Where should I direct my wandering steps, it was the all important question, under my consideration in the first place. Boston: I had been scouring the ground before, and from a thorough-going I was convinced that to begin in a place where the most superstitious, if not fanatic, Greeks are situated, at all appearances it should be a wonderful failure without any dose of wisdom in it; while I was not able to take my stand before the people, whose sympathies I needed in judging my purposes and my efforts. In the great wild West, way out there, where some of the best easterners by leaving their homes and their comforts therein, and enduring all the hardships of pioneering life they succeeded at last to put a solid foundation of a new and permanent civilization astonishingly wonderful not only in the development of this great land of liberty but revolutionizing the whole commercial and social system of the world.

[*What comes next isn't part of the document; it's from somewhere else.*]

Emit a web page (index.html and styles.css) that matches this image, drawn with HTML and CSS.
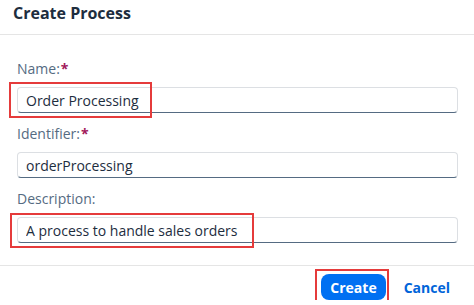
FILE: index.html
```html
<!DOCTYPE html>
<html lang="en">
<head>
    <meta charset="UTF-8">
    <meta name="viewport" content="width=device-width, initial-scale=1.0">
    <title>Create Process</title>
    <link rel="stylesheet" href="styles.css">
</head>
<body>
    <div id="dialog">
        <div id="dialog-header">
            <h1 class="title">Create Process</h1>
        </div>
        <div id="dialog-content">
            <div class="field">
                <div class="label">Name:<span class="required">*</span></div>
                <div class="input-wrap">
                    <input type="text" class="input" value="Order Processing">
                    <span class="mark mark-name"></span>
                </div>
            </div>
            <div class="field">
                <div class="label">Identifier:<span class="required">*</span></div>
                <div class="input-wrap">
                    <input type="text" class="input" value="orderProcessing">
                </div>
            </div>
            <div class="field">
                <div class="label">Description:</div>
                <div class="input-wrap">
                    <input type="text" class="input" value="A process to handle sales orders">
                    <span class="mark mark-desc"></span>
                </div>
            </div>
        </div>
        <div id="dialog-footer">
            <div class="btn-wrap">
                <button class="button button-emph">Create</button>
                <span class="mark mark-create"></span>
            </div>
            <button class="button button-ghost">Cancel</button>
        </div>
    </div>
</body>
</html>
```

FILE: styles.css
```css
body{
    margin:0; padding:0;
    background-color: #fff;
    font-family: "Open Sans", "Liberation Sans", sans-serif;
    color: #1d2d3e;
}
#dialog{
    width:100%;
}
#dialog-header{
    height:34px;
    border-bottom: 1px solid #e5e5e5;
    box-sizing: content-box;
    padding: 0 13px;
}
.title{
    margin:0;
    padding-top:3px;
    font-size:16px;
    line-height:20px;
    font-weight:700;
    color:#1d2d3e;
}
#dialog-content{
    padding: 25px 16px 10px 17px;
}
.field{
    margin-bottom:12px;
}
.label{
    font-size:14px;
    line-height:18px;
    color:#556b82;
    margin-bottom:9px;
}
.required{
    color:#a1195b;
    font-weight:700;
    margin-left:1px;
}
.input-wrap, .btn-wrap{
    position: relative;
}
.input{
    display:block;
    width:100%;
    height:26px;
    box-sizing:border-box;
    margin:0;
    padding:0 8px;
    font-family: "Open Sans", "Liberation Sans", sans-serif;
    font-size:14px;
    color:#1d2d3e;
    background-color:#fff;
    border:1px solid #dcdfe3;
    border-bottom:1px solid #556b82;
    border-radius:4px;
    outline:none;
}
.mark{
    position:absolute;
    border:2px solid #e53b3b;
    box-sizing:border-box;
    pointer-events:none;
}
.mark-name{
    left:-8px; top:-5px;
    width:143px; height:36px;
}
.mark-desc{
    left:-7px; top:-4px;
    width:244px; height:35px;
}
.mark-create{
    left:-6px; top:-5px;
    width:74px; height:35px;
}
#dialog-footer{
    border-top:1px solid #e5e5e5;
    display:flex;
    flex-direction:row;
    justify-content:flex-end;
    align-items:center;
    padding:8px 15px 0 0;
    gap:9px;
}
.button{
    height:26px;
    padding:0 9px;
    border:none;
    border-radius:8px;
    font-family: "Open Sans", "Liberation Sans", sans-serif;
    font-size:14px;
    font-weight:700;
    cursor:pointer;
}
.button-emph{
    display:block;
    background-color:#0070f2;
    color:#fff;
}
.button-ghost{
    background-color:transparent;
    color:#0064d9;
}
```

Who hath known the mind of the Lord? We have been taught, that His purpose is to glorify Himself through human agency, and we know that all the great movements in history were originated in an insignificant way by insignificant persons at the beginning. Who could say, at the time, when the daughter of Pharaoh came down to wash herself at the river, and there she drew out of the water an ark with a child in it, that that child would be the chosen one of God to deliver his people from the Egyptian bondage? Or, when, a poor carpenter with his wife went up from Galilee, out of the city of Nazareth, into Judea in a small village of Bethlehem, and Mary brought forth her first-born son, and wrapped him in swaddling clothes, and laid him in a manger, because there was no room for them in the inn; that that baby was the King of Kings, Christ the Lord and Saviour of all mankind?